Piano’s other divergences from past practice do not provoke the concern that his involvement with funcitonal planning and contextual propriety elicit. The elegant roofing and lighting system, which is extended like a canopy across the entire ground floor level and actually projects beyond the periphery of the museum on all sides, is less overtly mechanized than previous roof systems that Piano and his associates have developed. Indeed in the treatment of structure and mechanical services, there is a perceptible retreat from the hyperbolic spectacle of Beaubourg.
Inasmuch as a long-span roof structure was not required, the diagonal network of space trussing familiar from past projects has been displaced by a trabeated grid of beams upheld by the columns visible on the exterior, into which the structural-environmental assembly of baffle-joist monitors that comprises the roof canopy is dropped. External wall panels and internal partitions are, for the most part, stationed along column lines. These planning decisions result in a series of particularized spaces which vary, at least in conception, from the universal space of the passive container. In the dialectics of recent architectural history, the use of structure to define space, rather than to modulate it, represents a conservative tendency, as Colin Rowe observed in his essay on Mies van der Rohe and Louis I. Kahn in the 1950s. In relation to Renzo Piano’s previous work, the design of the Menil museum appears to confirm Rowe’s hypothesis.
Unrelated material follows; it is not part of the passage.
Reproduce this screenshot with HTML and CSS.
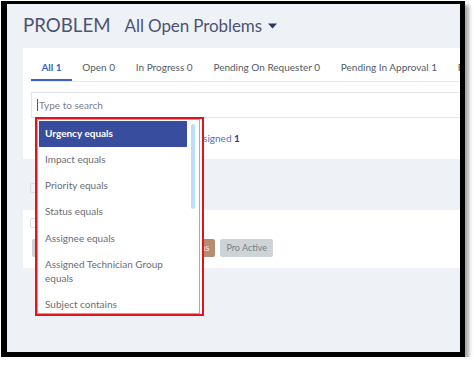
FILE: index.html
```html
<!DOCTYPE html>
<html>
<head>
<meta charset="utf-8">
<link rel="stylesheet" href="styles.css">
</head>
<body>
<div class="frame">
  <div class="screen">
    <header class="title">
      <span class="module">PROBLEM</span>
      <span class="view">All Open Problems</span>
      <svg class="caret" width="9" height="6" viewBox="0 0 9 6"><path d="M0 0.5 H9 L4.5 5.5 Z" fill="#28396c"/></svg>
    </header>

    <section class="card card-main">
      <nav class="tabs">
        <span class="tab active">All 1</span>
        <span class="tab">Open 0</span>
        <span class="tab">In Progress 0</span>
        <span class="tab">Pending On Requester 0</span>
        <span class="tab">Pending In Approval 1</span>
        <span class="tab">Resolved 0</span>
      </nav>
      <div class="search">
        <span class="cursor"></span>
        <span class="placeholder">Type to search</span>
      </div>
      <div class="filters">
        <span class="filter">Unassigned <b>1</b></span>
      </div>
    </section>

    <div class="list-head"><span class="check"></span></div>

    <section class="card card-item">
      <span class="check"></span>
      <div class="tags">
        <span class="tag tag-grey">Low</span>
        <span class="tag tag-brown">Hardware Problems</span>
        <span class="tag tag-grey">Pro Active</span>
      </div>
    </section>

    <div class="dropdown">
      <div class="listbox">
        <ul class="options">
          <li class="option selected">Urgency equals</li>
          <li class="option">Impact equals</li>
          <li class="option">Priority equals</li>
          <li class="option">Status equals</li>
          <li class="option">Assignee equals</li>
          <li class="option">Assigned Technician Group equals</li>
          <li class="option">Subject contains</li>
        </ul>
        <div class="scrollbar"><span class="thumb"></span></div>
      </div>
    </div>
  </div>
</div>
</body>
</html>
```

FILE: styles.css
```css
* { box-sizing: border-box; }

body {
  margin: 0;
  background: #ffffff;
  font-family: Lato, "Open Sans", sans-serif;
}

.frame {
  margin: 1px 0 0 1px;
  width: 464px;
  height: 356px;
  border-style: solid;
  border-color: #000;
  border-width: 3px 5px 5px 6px;
  box-shadow: 4px 4px 4px rgba(0, 0, 0, 0.35);
}

.screen {
  position: relative;
  height: 100%;
  background: #eef2f6;
  overflow: hidden;
  padding-left: 16px;
}

.title {
  display: flex;
  align-items: baseline;
  padding-top: 9px;
  height: 33px;
  color: #4b5275;
  line-height: 24px;
  white-space: nowrap;
}

.module {
  font-size: 18.7px;
  margin-right: 14px;
}

.view {
  font-size: 17px;
  letter-spacing: -0.1px;
}

.caret { margin-left: 6px; align-self: center; margin-top: 1px; }

.card {
  background: #ffffff;
  width: 600px;
}

.card-main {
  margin-top: 11px;
  padding: 0 0 14px 8px;
}

.tabs {
  display: flex;
  border-bottom: 1px solid #e6e9ed;
  white-space: nowrap;
}

.tab {
  padding: 13px 10.4px 6px;
  font-size: 10px;
  line-height: 12px;
  color: #555b66;
  border-bottom: 2px solid transparent;
}

.tab.active {
  color: #3b62c2;
  font-weight: 700;
  border-bottom-color: #3b62c2;
}

.search {
  display: flex;
  align-items: center;
  margin-top: 10px;
  height: 26px;
  border: 1px solid #e2e5e9;
  padding-left: 5px;
}

.cursor {
  width: 1px;
  height: 12px;
  background: #555;
  margin-right: 1px;
}

.placeholder {
  font-size: 10px;
  color: #7b8089;
}

.filters {
  padding: 13px 0 0 150px;
  line-height: 14px;
  font-size: 10px;
}

.filter { color: #4a72c8; }
.filter b { color: #2c3f7e; }

.list-head {
  height: 51px;
  padding: 24px 0 0 7px;
}

.check {
  display: block;
  width: 9px;
  height: 10px;
  border: 1px solid #d9dee4;
  border-radius: 2px;
}

.card-item {
  height: 58px;
  padding: 8px 0 0 7px;
}

.tags {
  display: flex;
  gap: 5px;
  margin-top: 11px;
  padding-left: 2px;
}

.tag {
  height: 18px;
  line-height: 18px;
  padding: 0 6px;
  font-size: 9px;
  border-radius: 2px;
  white-space: nowrap;
}

.tag-grey {
  background: #ced3d6;
  color: #7a7f84;
}

.tag-brown {
  width: 150px;
  text-align: right;
  background: #b98b73;
  color: #f4ece6;
}

.dropdown {
  position: absolute;
  left: 28px;
  top: 113px;
  width: 169px;
  height: 199px;
  border: 2px solid #e3141c;
  padding-right: 2px;
  background: #ffffff;
}

.listbox {
  display: flex;
  height: 100%;
  border: 1px solid #a3acbf;
  padding: 1px 0 0 1px;
  overflow: hidden;
}

.options {
  flex: 1;
  margin: 0;
  padding: 0;
  list-style: none;
}

.option {
  padding: 4.5px 10px 7.5px 6px;
  font-size: 10px;
  line-height: 14.25px;
  color: #6a6e77;
}

.option.selected {
  background: #394d9f;
  color: #ffffff;
  font-weight: 700;
}

.scrollbar {
  width: 12px;
  padding: 3px 0 0 4px;
}

.thumb {
  display: block;
  width: 4px;
  height: 85px;
  border-radius: 2px;
  background: #bcdff8;
}
```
Piano does not reject modernism but he seems less interested in the rhetorical iconography of modernist polemics than in investing space with quality. The internal spaces of the museum promise to exress a consistent attitude about the character of the interior: rooms are high ceilinged and simply finished; occasional window openings appropriate views of the out-of-doors. The chief qualities of spaces will derive from the subtle filtering of natural illumination and the works of art they are to contain. Although the aesthetic tone of the project is light, it is not exuberant in the way that earlier Piano and Piano and Rogers work tended to be. It is purposeful, conscientious and modestly resourceful, as if Piano sought to incorporate into his architecture the quiet, steady consoling rhythm emanating from that utopia which Reyner Banham called the well-ordered environment. Filtered air and filtered light, secluded views, sheltered gardens and an aura of repose are the constituents of this refuge from the everyday life of Houston.
In fact, among those who attended the architects’ presentation at Rice, there seemed to be a slight feeling of disappointment that the design was so modest, as if in Houston this attribute was not contextually appropriate. Of course, as Mimi Crossley noted in her review of the project in the Houston Post, a sense of reticence has historically characterized the benefactions of Mrs. de Menil. Yet in two other recent instances where celebrated out-of-town architects have taken local climate and context into account, unostentatious works of architecture have resulted: Stirling and Wilford’s addition to Anderson Hall at Rice University, and Roche, Dinkeloo and Associates’ Conoco office complex on the Katy Freeway. Moreover, the three jurors for the Architecture in Houston Since 1945 show, held at Rice in September 1981, were moved by like sentiments. For they attempted to construct a local tradition of environmentally and contextually responsive design with the buildings and projects selected for exhibition. This incited no small dgree of consternation within the local architectual establishment, committed as it is to following, however grudgingly, the preceptorship of Philip Johnson, in order to prove its currency. Whether the museum of The Menil Collection, in conjunction with these other efforts, presages the future of architecture in Houston remains to be seen.